- _The exercise_: Among the records below, find each line that includes the string "screenshot" and copy it.

- _Records shown_:
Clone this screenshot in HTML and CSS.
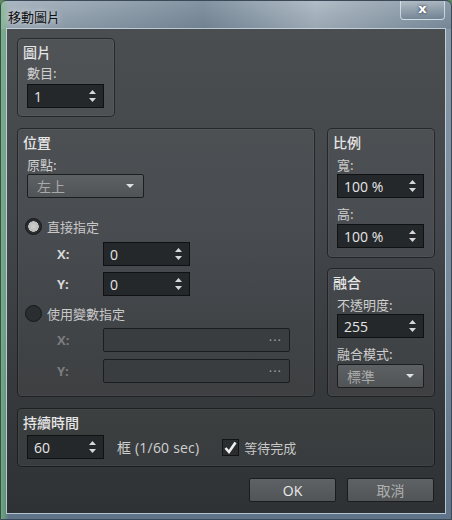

--

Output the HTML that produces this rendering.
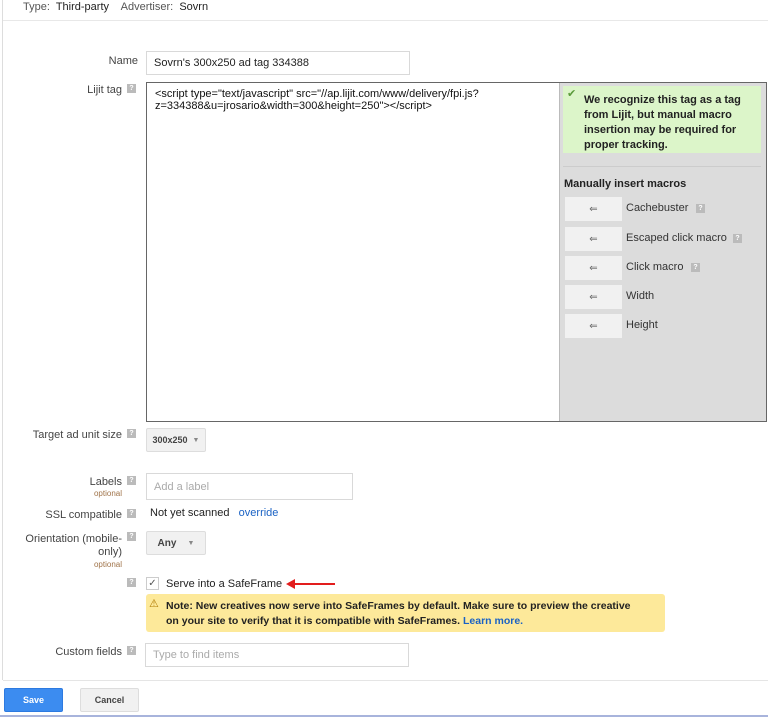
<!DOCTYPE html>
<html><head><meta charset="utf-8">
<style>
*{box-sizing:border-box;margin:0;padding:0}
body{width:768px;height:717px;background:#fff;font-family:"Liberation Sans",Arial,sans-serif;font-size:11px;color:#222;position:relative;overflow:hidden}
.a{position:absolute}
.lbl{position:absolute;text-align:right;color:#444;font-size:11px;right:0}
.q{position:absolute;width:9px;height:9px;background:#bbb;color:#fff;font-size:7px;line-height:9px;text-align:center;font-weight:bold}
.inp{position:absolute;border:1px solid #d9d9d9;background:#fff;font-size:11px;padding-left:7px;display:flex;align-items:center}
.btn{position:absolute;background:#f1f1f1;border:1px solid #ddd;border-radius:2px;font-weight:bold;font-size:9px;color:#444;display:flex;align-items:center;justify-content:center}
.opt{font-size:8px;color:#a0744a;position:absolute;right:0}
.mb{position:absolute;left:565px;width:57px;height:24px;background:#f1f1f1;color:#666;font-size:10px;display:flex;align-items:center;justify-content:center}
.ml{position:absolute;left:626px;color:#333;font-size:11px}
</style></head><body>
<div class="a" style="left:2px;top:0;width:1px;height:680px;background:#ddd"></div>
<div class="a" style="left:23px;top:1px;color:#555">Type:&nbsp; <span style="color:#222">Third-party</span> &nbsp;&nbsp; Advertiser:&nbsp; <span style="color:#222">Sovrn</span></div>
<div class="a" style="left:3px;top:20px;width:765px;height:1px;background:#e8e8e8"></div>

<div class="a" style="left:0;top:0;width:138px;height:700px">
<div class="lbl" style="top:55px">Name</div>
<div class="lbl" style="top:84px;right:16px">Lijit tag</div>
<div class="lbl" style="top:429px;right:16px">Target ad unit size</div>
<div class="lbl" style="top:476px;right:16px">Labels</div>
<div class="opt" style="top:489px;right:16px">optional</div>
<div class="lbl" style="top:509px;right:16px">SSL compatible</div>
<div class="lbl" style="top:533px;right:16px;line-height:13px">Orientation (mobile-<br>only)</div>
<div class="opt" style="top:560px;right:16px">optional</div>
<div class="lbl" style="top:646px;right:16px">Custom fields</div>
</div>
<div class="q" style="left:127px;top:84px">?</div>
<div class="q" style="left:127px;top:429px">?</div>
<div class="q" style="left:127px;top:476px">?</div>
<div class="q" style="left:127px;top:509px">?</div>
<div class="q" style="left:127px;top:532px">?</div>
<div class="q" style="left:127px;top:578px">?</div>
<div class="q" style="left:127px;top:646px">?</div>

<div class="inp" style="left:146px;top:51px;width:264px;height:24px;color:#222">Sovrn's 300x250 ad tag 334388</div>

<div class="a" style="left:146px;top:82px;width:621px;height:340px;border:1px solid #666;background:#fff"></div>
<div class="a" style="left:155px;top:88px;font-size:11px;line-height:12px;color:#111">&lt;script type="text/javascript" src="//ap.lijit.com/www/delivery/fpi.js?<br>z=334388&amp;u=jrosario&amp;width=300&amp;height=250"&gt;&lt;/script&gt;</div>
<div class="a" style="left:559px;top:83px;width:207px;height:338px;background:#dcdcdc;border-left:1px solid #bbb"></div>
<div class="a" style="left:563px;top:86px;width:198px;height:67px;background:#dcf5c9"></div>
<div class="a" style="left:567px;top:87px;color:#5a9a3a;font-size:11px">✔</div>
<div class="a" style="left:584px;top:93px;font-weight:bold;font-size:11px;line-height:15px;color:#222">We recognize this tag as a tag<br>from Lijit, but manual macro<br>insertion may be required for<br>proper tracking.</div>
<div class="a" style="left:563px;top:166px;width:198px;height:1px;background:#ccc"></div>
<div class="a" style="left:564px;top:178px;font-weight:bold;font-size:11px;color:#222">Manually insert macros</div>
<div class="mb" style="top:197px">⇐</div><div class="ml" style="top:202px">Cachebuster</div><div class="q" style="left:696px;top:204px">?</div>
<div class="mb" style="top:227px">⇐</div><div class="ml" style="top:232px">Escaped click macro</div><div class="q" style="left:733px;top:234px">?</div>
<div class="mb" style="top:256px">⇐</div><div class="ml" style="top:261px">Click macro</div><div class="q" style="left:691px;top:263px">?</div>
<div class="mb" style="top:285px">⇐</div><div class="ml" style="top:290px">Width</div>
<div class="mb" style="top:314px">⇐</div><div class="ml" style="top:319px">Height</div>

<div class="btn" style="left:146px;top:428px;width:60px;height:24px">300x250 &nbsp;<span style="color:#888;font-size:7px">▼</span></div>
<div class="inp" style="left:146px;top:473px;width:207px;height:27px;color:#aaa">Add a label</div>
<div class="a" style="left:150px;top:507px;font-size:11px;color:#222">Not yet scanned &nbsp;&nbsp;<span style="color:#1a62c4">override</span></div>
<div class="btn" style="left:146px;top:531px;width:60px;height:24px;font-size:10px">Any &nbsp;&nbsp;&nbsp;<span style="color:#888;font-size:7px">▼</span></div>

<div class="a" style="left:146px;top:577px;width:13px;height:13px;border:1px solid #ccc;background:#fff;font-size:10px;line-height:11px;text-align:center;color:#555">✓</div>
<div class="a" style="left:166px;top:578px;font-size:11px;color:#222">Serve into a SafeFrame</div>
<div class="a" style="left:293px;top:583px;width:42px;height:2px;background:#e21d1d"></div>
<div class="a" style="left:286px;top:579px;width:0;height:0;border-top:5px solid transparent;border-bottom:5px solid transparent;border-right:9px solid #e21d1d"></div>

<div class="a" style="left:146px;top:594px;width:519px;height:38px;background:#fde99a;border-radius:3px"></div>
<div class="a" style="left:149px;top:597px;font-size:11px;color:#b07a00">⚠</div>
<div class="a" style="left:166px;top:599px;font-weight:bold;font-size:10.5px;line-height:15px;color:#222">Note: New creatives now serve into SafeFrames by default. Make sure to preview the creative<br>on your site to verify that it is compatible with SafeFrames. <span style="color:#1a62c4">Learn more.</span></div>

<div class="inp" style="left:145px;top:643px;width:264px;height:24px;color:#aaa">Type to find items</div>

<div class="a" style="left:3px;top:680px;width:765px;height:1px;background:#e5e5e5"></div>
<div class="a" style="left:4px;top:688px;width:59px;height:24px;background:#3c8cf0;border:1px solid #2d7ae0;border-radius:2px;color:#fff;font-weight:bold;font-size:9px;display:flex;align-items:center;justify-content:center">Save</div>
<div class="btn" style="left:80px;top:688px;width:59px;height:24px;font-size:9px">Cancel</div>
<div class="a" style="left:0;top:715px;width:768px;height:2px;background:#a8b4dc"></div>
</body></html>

==

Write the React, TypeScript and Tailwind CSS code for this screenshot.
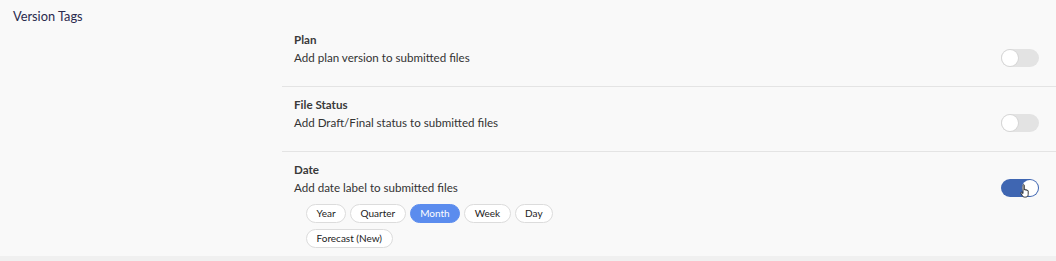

- _Answer for this exercise_:
Clone this screenshot in HTML and CSS.
Write the React, TypeScript and Tailwind CSS code for this screenshot.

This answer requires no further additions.